イラク南部の最大都市バスラには、1982年に日本の協力によって建てられたハルサ発電所がある。この地域一帯の電力供給をまかなう重要な施設で、運用や維持管理は日本人技術者から学んだイラク人技術者が行っていた。しかし湾岸戦争による損害を受けた後、老朽化も進み、経済制裁の影響による資材不足のためメンテナンスも十分でなく、発電能力が低下していた。この現状の解消にイラクは、2015年からJICAの協力を得て発電所内の四つの発電設備のうち4号機の改修を実施(2017年に終了)。現在は1号機の改修を進めている。

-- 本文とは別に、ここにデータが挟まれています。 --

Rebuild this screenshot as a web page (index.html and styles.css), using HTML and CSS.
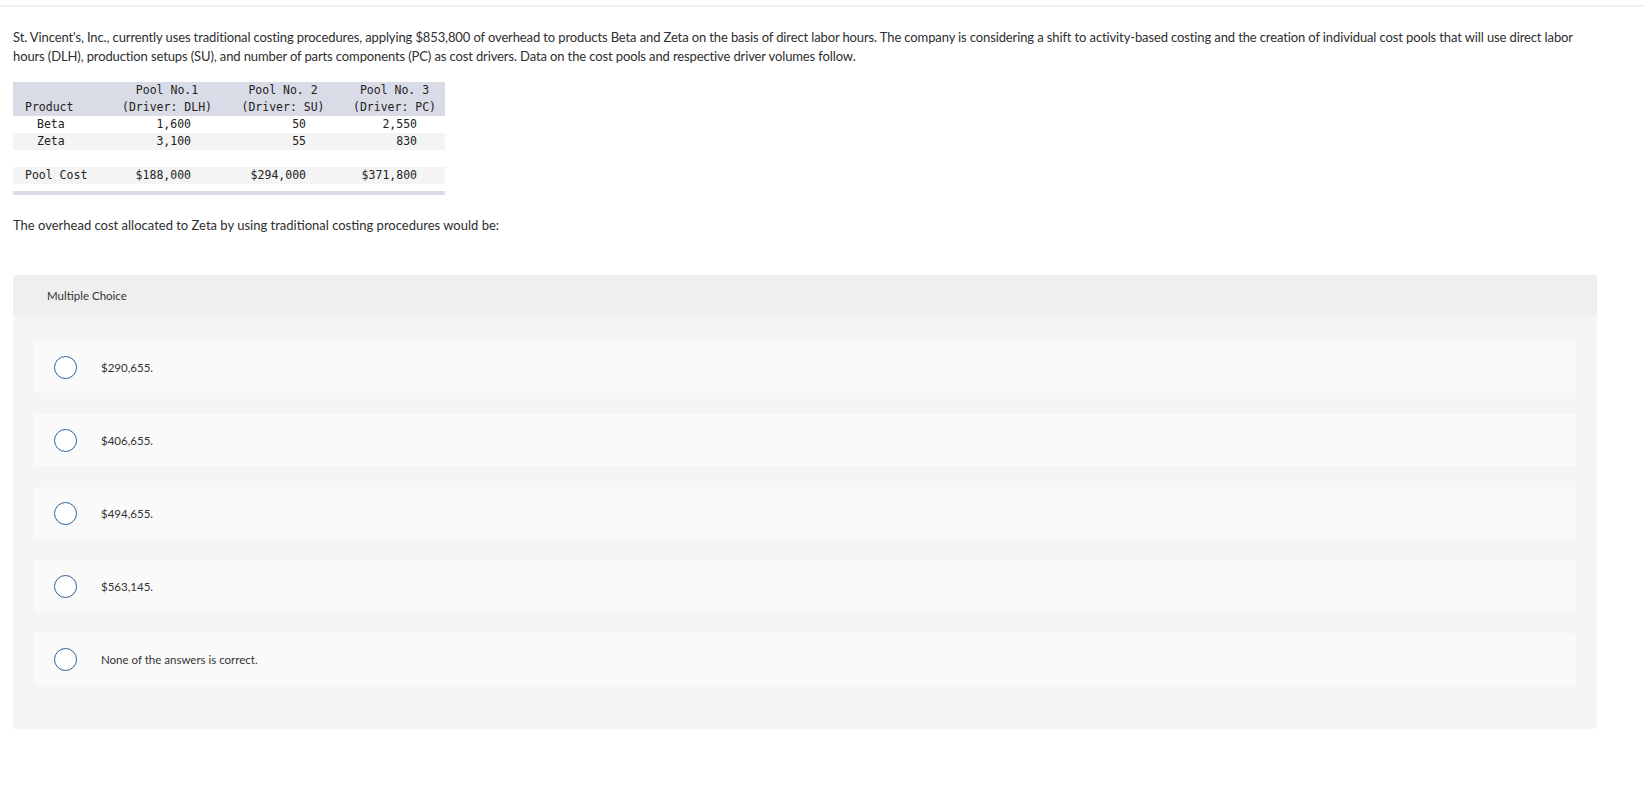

「4号機では建屋の屋台骨など残せそうなものは残しつつ、発電の要となる部品はほぼ交換しました。イラク人熔接士や機械工を日本に招いて技術トレーニングを行い、現地では保守・運転のための技術教育を行っています」と話すのは、プロジェクトを担当する三菱日立パワーシステムズの山口雅義さん。電力の安定供給のために導入した電子制御システムは、扱いやすいと現場でも好評だ。近隣の工科大学から学生の研修を受け入れ、日本の最新技術を学ぶ場も提供した。
作業中には税関や国内で大きな資材の運搬が足止めされることもあったが、その都度スタッフが一丸となって遅れを巻き返した。納期通りの完成にはイラク人関係者から多くの感謝の声が上がった。
そして今、4号機の改修で顔なじみになった人たちは1号機での作業に力を注いでいる。
2019年、イラクと日本は国交樹立80周年を迎えた。その間に多くの日本企業がイラクの発展に協力してきた。確かな実績の積み重ねが、強固な信頼を築き上げている。
2015年から改修事業を担当。「イラク電力省の関係者や現地職人とよく食事を一緒にし、コミュニケーションをとっています。フットサルやバスケットボールで一緒に汗を流すスタッフもいます」。長年、仕事をしてきたマフムード・アブドゥルラザック・イブラヒムさんと。
イラクは度重なる戦争、イスラム国(ISIL)の侵攻などにより、老朽化するインフラ施設の更新が進んでいない。
JICAは日本の技術を役立てる本邦技術活用条件(STEP)を適用した協力にも取り組んでいる。